Portfolio two is my second longest running portfolio. It has been in existence for 6 years. The portfolio lost 12% during the quarter, with the indexes dropping about 10% and then the ADR’s in foreign currency generally falling a bit further because of the appreciation of the dollar during this time frame (for the Euro denominated ones).
Over the long haul (6 years) this portfolio has an annual return of -2% and we have put $9000 into the portfolio ($6000 by me, $3000 by the beneficiary) and it is worth $8387, which is down about 7%. These numbers are good as far as “relative” performance over the 6 year time frame, but as they say, “You can’t live on relative performance”. The portfolio has been above cost and below cost for the last few years during the market tumult. The sales that we did generally turned out OK; in particular we sold China Mobile (CHL) for a big gain and BHP the Australian mining giant for another big gain and their stocks today are far below the price we sold them at. I track subsequent performance of all sales in the cover sheet for each portfolio (I must be a masochist to do this, but the kids ask).

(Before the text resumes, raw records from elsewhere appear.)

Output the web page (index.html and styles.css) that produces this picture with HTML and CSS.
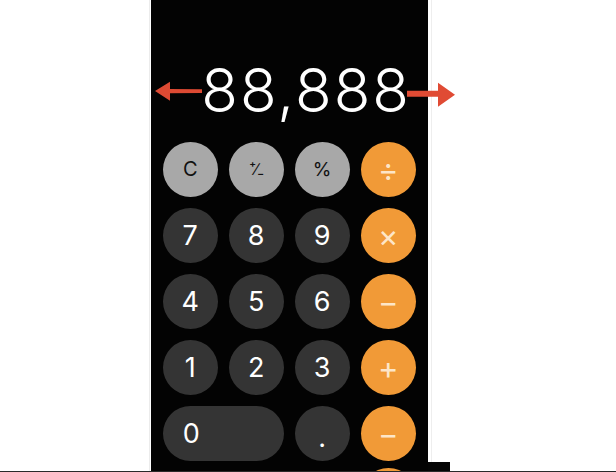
FILE: index.html
```html
<!DOCTYPE html>
<html>
<head>
<meta charset="utf-8">
<link rel="stylesheet" href="styles.css">
</head>
<body>
<div class="page">
  <div class="stage">
    <div class="frame">
      <div class="phone">
        <div class="display">88,888</div>
        <div class="keypad">
          <div class="key light">C</div>
          <div class="key light pm">⁺∕₋</div>
          <div class="key light pct">%</div>
          <div class="key op">÷</div>
          <div class="key dark">7</div>
          <div class="key dark">8</div>
          <div class="key dark">9</div>
          <div class="key op">×</div>
          <div class="key dark">4</div>
          <div class="key dark">5</div>
          <div class="key dark">6</div>
          <div class="key op">−</div>
          <div class="key dark">1</div>
          <div class="key dark">2</div>
          <div class="key dark">3</div>
          <div class="key op">+</div>
          <div class="key dark zero">0</div>
          <div class="key dark dot">.</div>
          <div class="key op">−</div>
          <div class="key op peek"></div>
        </div>
      </div>
    </div>
    <div class="side">
      <div class="strip"></div>
    </div>
  </div>
  <div class="baseline"></div>
  <svg class="arrows" width="310" height="32" viewBox="0 0 310 32">
    <polygon fill="#dd4a33" points="5,13 20,3.7 20,11 52,11.2 52,15 20,15.3 20,22.7"/>
    <polygon fill="#e04b34" points="257,12.7 288,12.7 288,4.7 305,16.7 288,28.7 288,18.7 257,18.7"/>
  </svg>
</div>
</body>
</html>
```

FILE: styles.css
```css
* { box-sizing: border-box; }
html, body { margin: 0; padding: 0; background: #fff; }
.page {
  position: relative;
  width: 616px;
  height: 472px;
  overflow: hidden;
  display: flex;
  flex-direction: column;
}
.stage {
  display: flex;
  height: 471px;
}
.frame {
  margin-left: 149px;
  border-left: 1px solid #ececec;
  padding-left: 1px;
  padding-right: 3px;
  border-right: 1px solid #eeeeee;
  height: 100%;
}
.phone {
  width: 277px;
  height: 100%;
  background: #030303;
  overflow: hidden;
}
.display {
  padding-top: 60px;
  height: 122px;
  padding-right: 17px;
  text-align: right;
  font-family: "Inter", "Liberation Sans", sans-serif;
  font-weight: 300;
  font-size: 60px;
  line-height: 60px;
  color: #fff;
  letter-spacing: 2px;
}
.keypad {
  margin-top: 19.5px;
  margin-left: 11.7px;
  display: grid;
  grid-template-columns: repeat(4, 55px);
  grid-auto-rows: 55px;
  column-gap: 11px;
  row-gap: 11px;
}
.key {
  border-radius: 28px;
  display: flex;
  align-items: center;
  justify-content: center;
  font-family: "Inter", "Liberation Sans", sans-serif;
  font-size: 27px;
  color: #fff;
}
.light { background: #a8a8a8; color: #111; font-size: 20px; }
.pm { font-size: 17px; letter-spacing: -1px; }
.pct { font-size: 19px; }
.dark { background: #343434; }
.op { background: #f19a37; color: rgba(255, 238, 215, 0.92); font-size: 31px; font-weight: 400; }
.zero {
  grid-column: span 2;
  justify-content: flex-start;
  padding-left: 20px;
}
.dot { padding-top: 8px; }
.peek { grid-column: 4; margin-top: -4px; }
.side {
  width: 22px;
  display: flex;
  flex-direction: column;
  justify-content: flex-end;
  margin-left: -4px;
}
.strip {
  height: 9px;
  background: #050505;
}
.baseline {
  height: 1px;
  background: #2a2a2a;
}
.arrows {
  position: absolute;
  left: 150px;
  top: 78px;
}
```
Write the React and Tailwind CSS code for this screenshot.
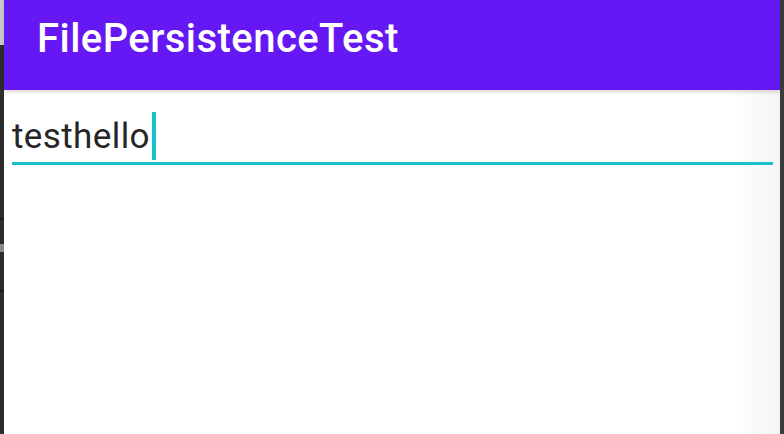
import React from 'react';

const App = () => {
    return (
        <div
            className="flex h-[434px] w-[784px] overflow-hidden bg-white"
            style={{ fontFamily: 'Roboto, "Noto Sans", sans-serif' }}
        >
            {/* left edge of the emulator window */}
            <div className="flex w-[4px] flex-col">
                <div className="h-[45px] bg-[#cbcbcb]" />
                <div className="h-[173px] bg-[#2d2d2d]" />
                <div className="h-[2px] bg-[#1b1b1b]" />
                <div className="h-[24px] bg-[#2d2d2d]" />
                <div className="h-[8px] bg-[#8a8a8a]" />
                <div className="h-[38px] bg-[#2d2d2d]" />
                <div className="h-[2px] bg-[#1b1b1b]" />
                <div className="flex-1 bg-[#2d2d2d]" />
            </div>

            <main className="flex flex-1 flex-col bg-[linear-gradient(to_right,#ffffff_94%,#f4f4f4)]">
                <header className="flex h-[90px] items-center bg-[#6518f4] pl-[33px] pb-[12px] shadow-[0_2px_4px_rgba(0,0,0,0.16)]">
                    <h1 className="text-[40px] font-medium leading-none tracking-[0.45px] text-white">
                        FilePersistenceTest
                    </h1>
                </header>

                <section className="pl-[8px] pr-[7px] pt-[19px]">
                    <div className="flex h-[53px] items-center">
                        <span className="pt-[2px] text-[35px] leading-none tracking-[0.4px] text-[#262626]">
                            testhello
                        </span>
                        <span className="ml-[2px] h-[48px] w-[4px] bg-[#16c2cc]" />
                    </div>
                    <div className="h-[3px] bg-[#1ac0cc]" />
                </section>
            </main>

            {/* right edge */}
            <div className="w-[4px] bg-[#3a3a3a]" />
        </div>
    );
};

export default App;
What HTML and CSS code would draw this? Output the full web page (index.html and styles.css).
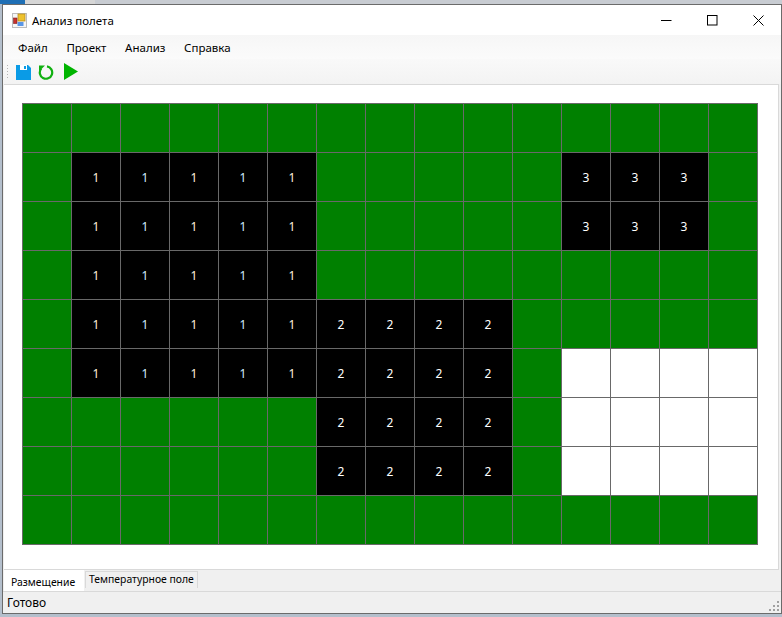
FILE: index.html
```html
<!DOCTYPE html>
<html lang="ru">
<head>
	<meta charset="utf-8">
	<title>Анализ полета</title>
	<link rel="stylesheet" href="styles.css">
</head>
<body>
<div class="desktop-strip"></div>
<div class="window">
	<div class="titlebar">
		<svg class="app-icon" width="15" height="15" viewBox="0 0 15 15">
			<rect x="0.5" y="0.5" width="14" height="14" fill="#f6f6f6" stroke="#bdbdbd"/>
			<rect x="6" y="1" width="7" height="7" fill="#eec22e" stroke="#b8901e" stroke-width="0.8"/>
			<rect x="1.5" y="5" width="3.5" height="5.5" fill="#c8302c" stroke="#7a2020" stroke-width="0.6"/>
			<rect x="5.5" y="9" width="6" height="4" fill="#5a96e6"/>
		</svg>
		<span class="title-text">Анализ полета</span>
		<div class="win-buttons">
			<svg width="11" height="11" viewBox="0 0 11 11"><path d="M0 5.5H10.5" stroke="#000" fill="none"/></svg>
			<svg width="11" height="11" viewBox="0 0 11 11"><rect x="0.5" y="0.5" width="9.5" height="9.5" stroke="#000" fill="none"/></svg>
			<svg width="11" height="11" viewBox="0 0 11 11"><path d="M0.5 0.5L10.5 10.5M10.5 0.5L0.5 10.5" stroke="#000" fill="none"/></svg>
		</div>
	</div>

	<div class="menubar">
		<span>Файл</span>
		<span>Проект</span>
		<span>Анализ</span>
		<span>Справка</span>
	</div>

	<div class="toolbar">
		<div class="grip"></div>
		<svg width="15" height="16" viewBox="0 0 15 16">
			<path d="M0 1H12L15 4V16H0Z" fill="#0a9be6"/>
			<path d="M4 1H11V6H4Z" fill="#fff"/>
			<rect x="8" y="2" width="2" height="3" fill="#0a9be6"/>
		</svg>
		<svg width="16" height="16" viewBox="0 0 16 16">
			<path d="M9 2.4A6.2 6.2 0 1 1 3.2 4.6" fill="none" stroke="#10b010" stroke-width="2.2"/>
			<path d="M1 1.5H7L1 7.5Z" fill="#10b010"/>
		</svg>
		<svg class="play" width="14" height="17" viewBox="0 0 14 17"><path d="M0 0L14 8.5L0 17Z" fill="#00b400"/></svg>
	</div>

	<div class="tab-page">
		<div class="field">
			<div class="c g"></div><div class="c g"></div><div class="c g"></div><div class="c g"></div><div class="c g"></div><div class="c g"></div><div class="c g"></div><div class="c g"></div><div class="c g"></div><div class="c g"></div><div class="c g"></div><div class="c g"></div><div class="c g"></div><div class="c g"></div><div class="c g"></div>

			<div class="c g"></div><div class="c k warm">1</div><div class="c k cool">1</div><div class="c k warm">1</div><div class="c k cool">1</div><div class="c k warm">1</div><div class="c g"></div><div class="c g"></div><div class="c g"></div><div class="c g"></div><div class="c g"></div><div class="c k">3</div><div class="c k">3</div><div class="c k">3</div><div class="c g"></div>

			<div class="c g"></div><div class="c k warm">1</div><div class="c k cool">1</div><div class="c k warm">1</div><div class="c k cool">1</div><div class="c k warm">1</div><div class="c g"></div><div class="c g"></div><div class="c g"></div><div class="c g"></div><div class="c g"></div><div class="c k">3</div><div class="c k">3</div><div class="c k">3</div><div class="c g"></div>

			<div class="c g"></div><div class="c k warm">1</div><div class="c k cool">1</div><div class="c k warm">1</div><div class="c k cool">1</div><div class="c k warm">1</div><div class="c g"></div><div class="c g"></div><div class="c g"></div><div class="c g"></div><div class="c g"></div><div class="c g"></div><div class="c g"></div><div class="c g"></div><div class="c g"></div>

			<div class="c g"></div><div class="c k warm">1</div><div class="c k cool">1</div><div class="c k warm">1</div><div class="c k cool">1</div><div class="c k warm">1</div><div class="c k">2</div><div class="c k">2</div><div class="c k">2</div><div class="c k">2</div><div class="c g"></div><div class="c g"></div><div class="c g"></div><div class="c g"></div><div class="c g"></div>

			<div class="c g"></div><div class="c k warm">1</div><div class="c k cool">1</div><div class="c k warm">1</div><div class="c k cool">1</div><div class="c k warm">1</div><div class="c k">2</div><div class="c k">2</div><div class="c k">2</div><div class="c k">2</div><div class="c g"></div><div class="c w"></div><div class="c w"></div><div class="c w"></div><div class="c w"></div>

			<div class="c g"></div><div class="c g"></div><div class="c g"></div><div class="c g"></div><div class="c g"></div><div class="c g"></div><div class="c k">2</div><div class="c k">2</div><div class="c k">2</div><div class="c k">2</div><div class="c g"></div><div class="c w"></div><div class="c w"></div><div class="c w"></div><div class="c w"></div>

			<div class="c g"></div><div class="c g"></div><div class="c g"></div><div class="c g"></div><div class="c g"></div><div class="c g"></div><div class="c k">2</div><div class="c k">2</div><div class="c k">2</div><div class="c k">2</div><div class="c g"></div><div class="c w"></div><div class="c w"></div><div class="c w"></div><div class="c w"></div>

			<div class="c g"></div><div class="c g"></div><div class="c g"></div><div class="c g"></div><div class="c g"></div><div class="c g"></div><div class="c g"></div><div class="c g"></div><div class="c g"></div><div class="c g"></div><div class="c g"></div><div class="c g"></div><div class="c g"></div><div class="c g"></div><div class="c g"></div>
		</div>
	</div>

	<div class="tabs">
		<div class="tab active">Размещение</div>
		<div class="tab">Температурное поле</div>
	</div>

	<div class="statusbar">
		<span>Готово</span>
		<svg class="size-grip" width="10" height="10" viewBox="0 0 10 10">
			<path d="M8 0h2v2H8zM4 4h2v2H4zM8 4h2v2H8zM0 8h2v2H0zM4 8h2v2H4zM8 8h2v2H8z" fill="#a0a0a0"/>
		</svg>
	</div>
</div>
</body>
</html>
```

FILE: styles.css
```css
html, body {
	height: 100%;
}

body {
	margin: 0;
	height: 617px;
	overflow: hidden;
	background: #b4bfcc;
	font-family: "Noto Sans", "Open Sans", sans-serif;
	font-size: 11.5px;
	color: #000;
	display: flex;
	flex-direction: column;
}

.desktop-strip {
	height: 4px;
	flex: none;
	background: linear-gradient(to right, #1f6fb5 0, #1f6fb5 25px, #d6d6d6 25px, #d6d6d6 95px, #c8ccd2 95px);
}

.window {
	margin-left: 2px;
	width: 780px;
	height: 610px;
	flex: none;
	box-sizing: border-box;
	border: 1px solid #6b6b6b;
	background: #f0f0f0;
	display: flex;
	flex-direction: column;
}

/* title bar */
.titlebar {
	height: 30px;
	flex: none;
	background: #fff;
	display: flex;
	align-items: center;
	padding-left: 9px;
}

.title-text {
	margin-left: 5px;
}

.win-buttons {
	margin-left: auto;
	display: flex;
	gap: 35px;
	padding-right: 17px;
}

/* menu and tools */
.menubar {
	height: 24px;
	flex: none;
	background: linear-gradient(to bottom, #f6f6f6, #fbfbfb);
	display: flex;
	align-items: center;
	padding-left: 15px;
	gap: 18.7px;
}

.toolbar {
	height: 25px;
	flex: none;
	background: linear-gradient(to bottom, #f9f9f9, #f3f3f3);
	display: flex;
	align-items: center;
	padding-left: 3px;
}

.toolbar svg {
	margin-left: 7px;
}

.toolbar .play {
	margin-left: 10px;
}

.grip {
	width: 3px;
	height: 15px;
	background: radial-gradient(circle, #b4b4b4 1px, transparent 1px) 0 0 / 3px 3px;
}

/* the field */
.tab-page {
	flex: 1;
	margin: 0 2px 0 1px;
	padding: 18px;
	background: #fff;
	border-top: 1px solid #d9d9d9;
	border-right: 1px solid #d9d9d9;
	border-bottom: 1px solid #d9d9d9;
}

.field {
	display: grid;
	grid-template-columns: repeat(15, 48px);
	grid-auto-rows: 48px;
	gap: 1px;
	width: max-content;
	padding: 1px;
	background: #696969;
}

.c {
	display: flex;
	align-items: center;
	justify-content: center;
	font-size: 12px;
}

.g {
	background: #008000;
}

.k {
	background: #000;
	color: #fff;
}

.w {
	background: #fff;
}

.warm {
	color: #fff0dc;
}

.cool {
	color: #d4eeff;
}

/* tabs and status */
.tabs {
	height: 21px;
	flex: none;
	display: flex;
	align-items: flex-start;
	padding-left: 1px;
	font-size: 10.4px;
}

.tab {
	height: 17px;
	line-height: 15px;
	margin: 1px 0 0 1px;
	padding: 0 3px;
	box-sizing: border-box;
	border: 1px solid #d9d9d9;
	border-bottom: none;
}

.tab.active {
	width: 80px;
	height: 21px;
	line-height: 24px;
	margin: 0;
	padding: 0 0 0 7px;
	box-sizing: border-box;
	background: #fff;
	border: none;
}

.statusbar {
	height: 21px;
	flex: none;
	border-top: 1px solid #d9d9d9;
	display: flex;
	align-items: center;
	padding-left: 4px;
	position: relative;
	font-size: 12px;
}

.size-grip {
	position: absolute;
	right: 2px;
	bottom: 2px;
}
```
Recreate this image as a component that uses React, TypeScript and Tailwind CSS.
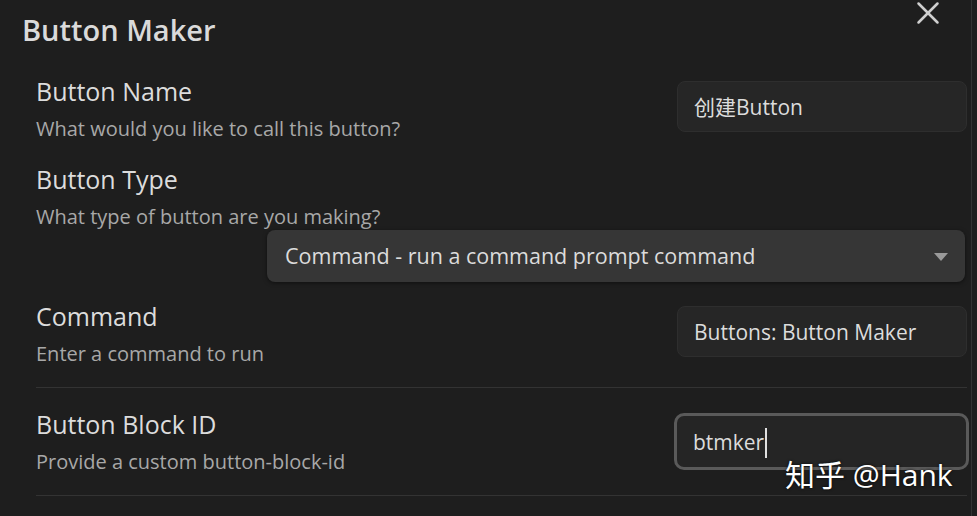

The portfolio has 10 stock holdings, with an average balance of a bit more than $800. This makes it a reasonably well diversified portfolio, all else being equal (at about 10 stocks you achieve most of the benefits of diversification, assuming that the stocks aren’t mostly from industries with the same characteristics). One stock that looks like it is on the block is Nokia (NOK), which has failed to restructure and although it has a large percentage of the worlds’ cell phone market, it is a laggard in smart phones. Toyota (TM) is another holding, and I was very worried about it with the brake issue in the US but since then BP showed us all how to really decimate market value so paradoxically I feel a bit better about this. In the past Toyota has always proved resilient so I am inclined to give them the benefit of the doubt.
Diageo (DEO) has lost about 23% of its value but pays a decent dividend and per my recent analysis on currency moves and an ADR the bad performance as of late has mainly been due to the decline of the UK pound against the US dollar and not an absolute decline in the company’s performance.